A:現状では紙・電子両方ないと読者に発見してもらえない
―― 電子は好調だったのに、紙はあまり売れなかったというのは、よく言われる“紙と電子がカニばる(互いの売上を食い合う)”現象ではないのですか?
みそ 「僕のコアな読者は、もちろん電子で買う人も多いけれど、結構紙で買っていただけているはずなんですよ。紙から電子への過渡期ならではの、両方を嗜むお客さんというべきかな。
僕の読者ってちょっと変わっているな、と思うのは、電子化してEPUBファイルを配信したりすると、きっちり確認してくれるんですね。どのOSで見られたか、あるいは表示できなかったかとか、すぐ返事が来るし。
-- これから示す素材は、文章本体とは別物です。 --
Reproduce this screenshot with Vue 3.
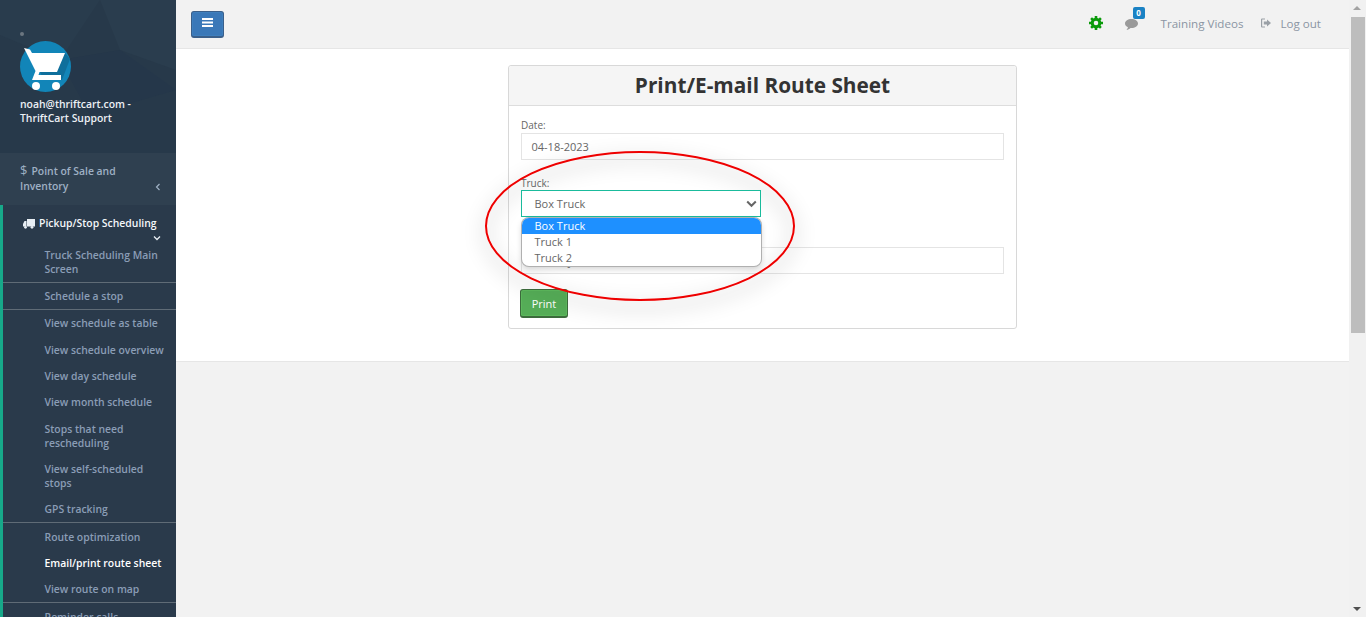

ツイッターで言及される量を見ても、紙で3万部出したくらいか、それ以上のリアクションが、電子で800部しか売れていない本なのに、すごい勢いで飛び交っている。『ああ、これは売れてるな』って手応えを感じますが、売上部数はその程度なんです。熱心な読者が繰り返し呟いてくれているわけです。ファイルの検証も楽しんでいただいているわけですね」
―― カニバリがないとして、紙と電子の売上の相関関係は見出したりはされていますか?
みそ 「それはまだ分からないですね。
先ほど『ナナのリテラシー』の紙のほうが最初の1週間で1万部しか売れなかったと言いましたが、同時期の電子の販売部数は2000部だったんですよ。で、2000っていうのは数的にも大きくないし、2000部増えたくらいで、全体でみれば1万部が1万2000部になっただけで大きな影響は正直ない。
その後、アマゾンのおすすめセールで3000部売れて、それによって引っ張られて、最終的に今それが6000部までいった。電子だけで見ると6000部ってかなりの数字で、これ、金額的に計算すると170万円くらいなんですよ。
で、紙の本も(最初に刷った)2万部が売れました。印税はだいたい130万円くらいになります。すると、すでに電子のほうが、紙の印税を超えている。数は2万に対して6000ですが、その6000はおすすめセールがなかったらお客さんはおそらく買わなかっただろうし、紙の本を2万部撒いても書店ではめったに見かけることがないでしょう。僕の本はレジ横には置かれないですから(笑)。
電子の場合、“発見のタイミング”として流れてくるツイートが機能している。書店に並んでいるのと、ツイートが流れてくるのって本質的には同じなんですよね。
みな豊富に情報が与えられていて、紙と電子とどっちにしようかなっていう段階だとカニばると思うんですけど、現状、書店さんだけでは自分の本を見つけてもらうだけの情報量として十分ではない。ツイートのようなネット上に流れてくる情報も大事なんですよね。
もちろん、こういう傾向がさらに強まれば、『紙を買わなくていいかな』となって、だんだん書店から離れていくということになるかもしれませんが」
―― そのあたりの話もぜひ『ナナのリテラシー』で読みたいです。